At the heart of Wayne County Superior Court proceedings stemming from the suit in J.F. Coley v. Tom Artis (1908) was a dispute over 30 acres of land. Thomas “Tom Pig” Artis began renting the property in 1881 from W.J. Exum.  In 1892, Exum’s widow Mary sold it to Napoleon “Pole” Hagans.  In 1896, after Napoleon’s death, the land passed to his sons Henry and William S. Hagans, and in 1899 Henry sold his interest to his brother.  In 1908, William S. Hagans sold the 30 acres to J.F. Coley.  Coley filed suit when Tom Artis laid claim to it, arguing that Napoleon had sold it to him.  Tom claimed that the 800 lbs. of cotton he tendered to Napoleon Hagans (and later, his son William) was interest on a mortgage, but William Hagans and other witnesses maintained that the payment was rent.

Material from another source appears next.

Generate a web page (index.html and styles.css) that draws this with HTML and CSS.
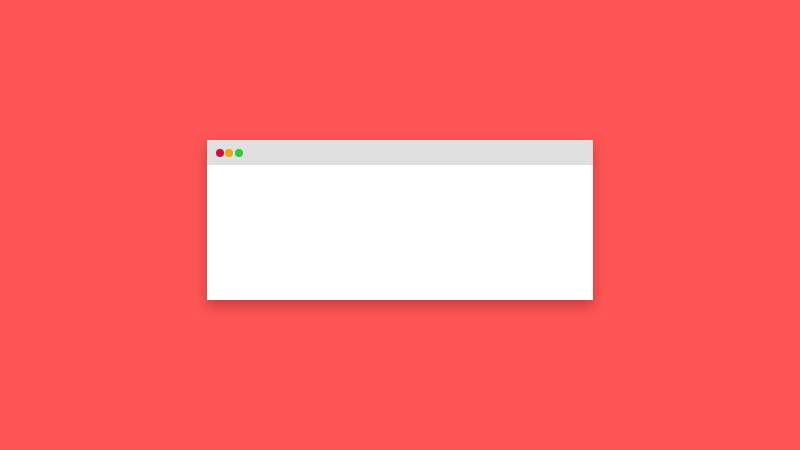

The trial transcript is replete with testimony revealing the personal relationships among witnesses. Tom Artis testified that he rented the “Adam Artis place.” William Hagans testified that his father was in feeble health in 1896 when he called him and Henry together “under the cart shelter” to tell them he would not live long and did not know to whom the land would fall.  William testified that Pole asked them to let “Pig” stay on as long as he paid rent, and they promised to do so.  Tom Franks testified that “Pole was a first-rate business man.” Jonah Williams, Adam Artis’ brother, testified that he borrowed money from Napoleon to open a brickyard in the spring of 1893 and had preached his funeral.  He also noted that “Tom married my sister [Loumiza Williams Artis, who was deceased by time of this trial].  He is not a member of my church.  I turned him out.  He is a Primitive Baptist.  I preached Napoleon Hagans’ funeral.”  Jesse Artis, another of Adam Artis’ brothers, testified that he had worked on Hagans’ property as a carpenter for 18 years and noted, “I don’t know that Tom and I are any kin, just by marriage.”   John Rountree testified that he was a tenant renting from Hagans on thirds.  Simon Exum, Delilah Artis‘ husband, testified: “I am no kin to Tom [Artis] as far as I know, except by Adam.  His first wife was my wife’s sister.”  H.S. Reid testified that he was Tom Artis’ son-in-law.

The court found for Coley and against Artis.

——

Thomas Artis was a son of a free woman of color, Celia Artis, and her enslaved husband, Simon Pig. Though, ultimately, nearly all free colored Artises are descended from a common ancestor in southside Virginia, by the late 1800s knowledge of these remote links had faded. There were dozens of Artis families in Wayne County during the antebellum period, and the relationships between them are unknown. Celia Artis was a close neighbor of Adam Artis, but the families apparently did not regards themselves as kin.  Still, they were inextricably intertwined.  The Artises, Haganses and Reids had been neighbors in the Eureka area for generations. Celia Artis and Henry S. Reid’s grandmother Rhoda Reid were the wealthiest free women of color in the county. Adam Artis married Napoleon Hagans’ half-sister Frances Seaberry. Adam’s sister Loumiza married Tom Artis, as noted above. Henry S. Reid, son of Washington and Penninah Reid, married Tom Artis’ daughter. Henry’s first cousin Henry Reid, son of John and Mozana Hall Reid, married Adam Artis’ daughter Georgianna Artis. Adam Artis’ son William Marshall Artis and grandson Leslie Artis married Tom Artis’ nieces, Etta and Minnie Diggs. And on and on.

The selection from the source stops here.